Requirement: Output the entries below exactly as written, omitting pictures.

Dataset excerpts:
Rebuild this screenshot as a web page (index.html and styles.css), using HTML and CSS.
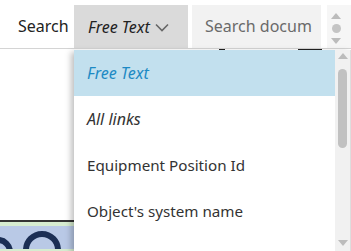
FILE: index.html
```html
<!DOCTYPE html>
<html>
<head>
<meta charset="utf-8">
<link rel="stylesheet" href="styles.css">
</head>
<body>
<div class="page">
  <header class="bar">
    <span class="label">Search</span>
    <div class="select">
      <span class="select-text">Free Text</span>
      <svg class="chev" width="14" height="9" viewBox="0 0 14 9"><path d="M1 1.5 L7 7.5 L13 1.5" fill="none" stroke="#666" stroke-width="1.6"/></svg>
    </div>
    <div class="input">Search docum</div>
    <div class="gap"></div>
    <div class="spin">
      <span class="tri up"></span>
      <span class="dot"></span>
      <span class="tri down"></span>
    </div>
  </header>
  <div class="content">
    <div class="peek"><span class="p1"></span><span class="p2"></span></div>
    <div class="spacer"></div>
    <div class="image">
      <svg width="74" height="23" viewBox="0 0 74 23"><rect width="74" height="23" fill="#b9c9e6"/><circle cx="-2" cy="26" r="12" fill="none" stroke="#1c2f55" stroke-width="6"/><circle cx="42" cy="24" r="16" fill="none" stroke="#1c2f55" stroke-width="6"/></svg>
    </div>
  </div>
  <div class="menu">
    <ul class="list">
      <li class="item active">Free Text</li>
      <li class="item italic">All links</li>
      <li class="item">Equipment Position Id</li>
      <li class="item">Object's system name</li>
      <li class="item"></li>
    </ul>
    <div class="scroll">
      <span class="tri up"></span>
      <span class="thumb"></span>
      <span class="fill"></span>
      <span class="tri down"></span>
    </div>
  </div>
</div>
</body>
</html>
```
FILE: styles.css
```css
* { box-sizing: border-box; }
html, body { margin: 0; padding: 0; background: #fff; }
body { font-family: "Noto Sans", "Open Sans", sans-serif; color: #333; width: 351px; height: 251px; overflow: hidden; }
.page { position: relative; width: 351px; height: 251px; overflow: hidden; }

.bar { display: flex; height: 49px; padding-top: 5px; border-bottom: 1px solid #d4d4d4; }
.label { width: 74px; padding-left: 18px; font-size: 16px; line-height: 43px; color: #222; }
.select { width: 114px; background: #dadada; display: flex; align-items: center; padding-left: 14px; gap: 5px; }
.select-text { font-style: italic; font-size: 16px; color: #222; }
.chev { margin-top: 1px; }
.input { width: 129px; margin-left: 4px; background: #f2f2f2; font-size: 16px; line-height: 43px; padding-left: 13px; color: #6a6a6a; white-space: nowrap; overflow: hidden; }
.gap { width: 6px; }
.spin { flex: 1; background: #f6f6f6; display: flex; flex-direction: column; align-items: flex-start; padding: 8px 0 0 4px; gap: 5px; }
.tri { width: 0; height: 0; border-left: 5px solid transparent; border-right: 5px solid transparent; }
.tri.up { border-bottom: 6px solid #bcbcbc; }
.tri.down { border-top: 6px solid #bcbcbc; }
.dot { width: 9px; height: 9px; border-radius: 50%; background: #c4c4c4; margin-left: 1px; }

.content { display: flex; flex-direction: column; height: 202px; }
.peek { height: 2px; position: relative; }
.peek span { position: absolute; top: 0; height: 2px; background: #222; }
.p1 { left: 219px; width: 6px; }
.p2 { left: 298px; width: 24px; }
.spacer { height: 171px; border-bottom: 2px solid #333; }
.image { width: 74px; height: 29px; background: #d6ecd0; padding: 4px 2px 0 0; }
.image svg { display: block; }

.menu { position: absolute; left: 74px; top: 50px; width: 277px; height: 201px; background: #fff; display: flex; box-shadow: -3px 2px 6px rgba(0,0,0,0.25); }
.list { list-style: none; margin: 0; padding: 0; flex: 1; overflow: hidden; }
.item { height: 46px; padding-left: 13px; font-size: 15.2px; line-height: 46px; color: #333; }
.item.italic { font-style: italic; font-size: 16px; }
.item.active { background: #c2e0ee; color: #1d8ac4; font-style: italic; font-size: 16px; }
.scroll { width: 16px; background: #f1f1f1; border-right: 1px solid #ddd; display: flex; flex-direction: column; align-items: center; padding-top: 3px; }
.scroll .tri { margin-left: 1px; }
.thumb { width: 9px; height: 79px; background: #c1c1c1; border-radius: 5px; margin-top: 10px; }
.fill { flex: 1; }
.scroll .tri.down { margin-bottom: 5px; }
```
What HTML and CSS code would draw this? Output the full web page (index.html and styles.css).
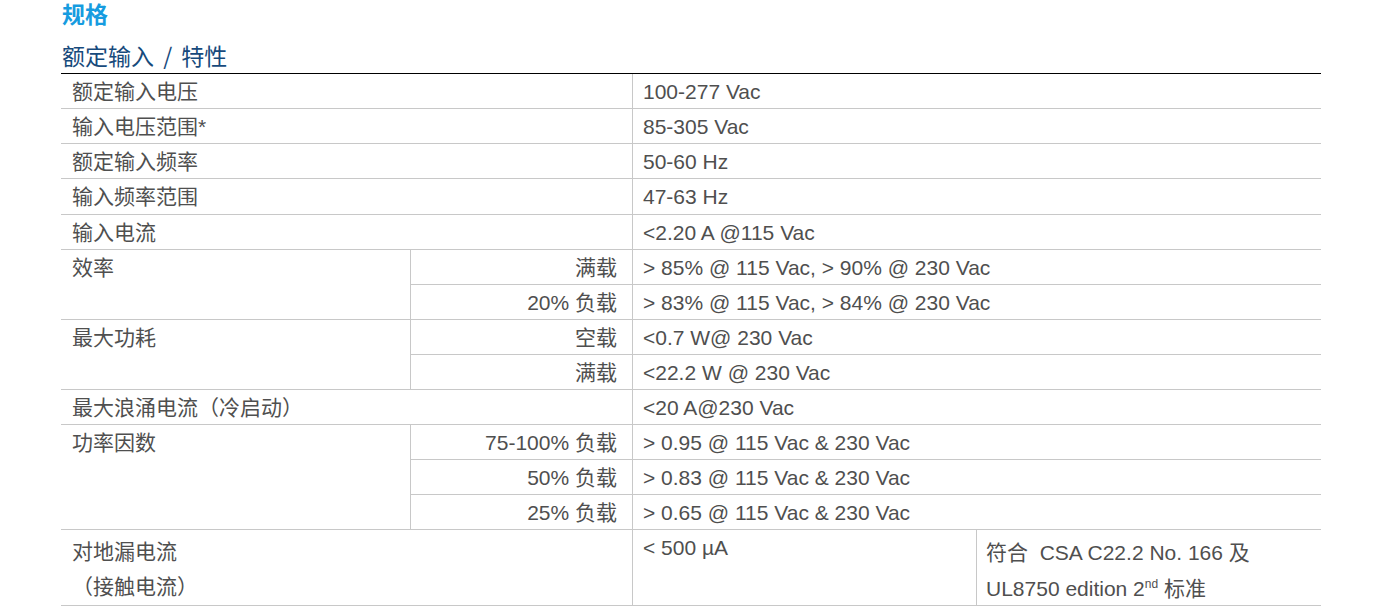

Exercise response:
Rebuild this screenshot as a web page (index.html and styles.css), using HTML and CSS.
FILE: index.html
```html
<!DOCTYPE html>
<html>
<head>
<meta charset="utf-8">
<link rel="stylesheet" href="styles.css">
</head>
<body>
<div class="page">
  <header class="bar">
    <span class="label">Search</span>
    <div class="select">
      <span class="select-text">Free Text</span>
      <svg class="chev" width="14" height="9" viewBox="0 0 14 9"><path d="M1 1.5 L7 7.5 L13 1.5" fill="none" stroke="#666" stroke-width="1.6"/></svg>
    </div>
    <div class="input">Search docum</div>
    <div class="gap"></div>
    <div class="spin">
      <span class="tri up"></span>
      <span class="dot"></span>
      <span class="tri down"></span>
    </div>
  </header>
  <div class="content">
    <div class="peek"><span class="p1"></span><span class="p2"></span></div>
    <div class="spacer"></div>
    <div class="image">
      <svg width="74" height="23" viewBox="0 0 74 23"><rect width="74" height="23" fill="#b9c9e6"/><circle cx="-2" cy="26" r="12" fill="none" stroke="#1c2f55" stroke-width="6"/><circle cx="42" cy="24" r="16" fill="none" stroke="#1c2f55" stroke-width="6"/></svg>
    </div>
  </div>
  <div class="menu">
    <ul class="list">
      <li class="item active">Free Text</li>
      <li class="item italic">All links</li>
      <li class="item">Equipment Position Id</li>
      <li class="item">Object's system name</li>
      <li class="item"></li>
    </ul>
    <div class="scroll">
      <span class="tri up"></span>
      <span class="thumb"></span>
      <span class="fill"></span>
      <span class="tri down"></span>
    </div>
  </div>
</div>
</body>
</html>
```
FILE: styles.css
```css
* { box-sizing: border-box; }
html, body { margin: 0; padding: 0; background: #fff; }
body { font-family: "Noto Sans", "Open Sans", sans-serif; color: #333; width: 351px; height: 251px; overflow: hidden; }
.page { position: relative; width: 351px; height: 251px; overflow: hidden; }

.bar { display: flex; height: 49px; padding-top: 5px; border-bottom: 1px solid #d4d4d4; }
.label { width: 74px; padding-left: 18px; font-size: 16px; line-height: 43px; color: #222; }
.select { width: 114px; background: #dadada; display: flex; align-items: center; padding-left: 14px; gap: 5px; }
.select-text { font-style: italic; font-size: 16px; color: #222; }
.chev { margin-top: 1px; }
.input { width: 129px; margin-left: 4px; background: #f2f2f2; font-size: 16px; line-height: 43px; padding-left: 13px; color: #6a6a6a; white-space: nowrap; overflow: hidden; }
.gap { width: 6px; }
.spin { flex: 1; background: #f6f6f6; display: flex; flex-direction: column; align-items: flex-start; padding: 8px 0 0 4px; gap: 5px; }
.tri { width: 0; height: 0; border-left: 5px solid transparent; border-right: 5px solid transparent; }
.tri.up { border-bottom: 6px solid #bcbcbc; }
.tri.down { border-top: 6px solid #bcbcbc; }
.dot { width: 9px; height: 9px; border-radius: 50%; background: #c4c4c4; margin-left: 1px; }

.content { display: flex; flex-direction: column; height: 202px; }
.peek { height: 2px; position: relative; }
.peek span { position: absolute; top: 0; height: 2px; background: #222; }
.p1 { left: 219px; width: 6px; }
.p2 { left: 298px; width: 24px; }
.spacer { height: 171px; border-bottom: 2px solid #333; }
.image { width: 74px; height: 29px; background: #d6ecd0; padding: 4px 2px 0 0; }
.image svg { display: block; }

.menu { position: absolute; left: 74px; top: 50px; width: 277px; height: 201px; background: #fff; display: flex; box-shadow: -3px 2px 6px rgba(0,0,0,0.25); }
.list { list-style: none; margin: 0; padding: 0; flex: 1; overflow: hidden; }
.item { height: 46px; padding-left: 13px; font-size: 15.2px; line-height: 46px; color: #333; }
.item.italic { font-style: italic; font-size: 16px; }
.item.active { background: #c2e0ee; color: #1d8ac4; font-style: italic; font-size: 16px; }
.scroll { width: 16px; background: #f1f1f1; border-right: 1px solid #ddd; display: flex; flex-direction: column; align-items: center; padding-top: 3px; }
.scroll .tri { margin-left: 1px; }
.thumb { width: 9px; height: 79px; background: #c1c1c1; border-radius: 5px; margin-top: 10px; }
.fill { flex: 1; }
.scroll .tri.down { margin-bottom: 5px; }
```
What HTML and CSS code would draw this? Output the full web page (index.html and styles.css).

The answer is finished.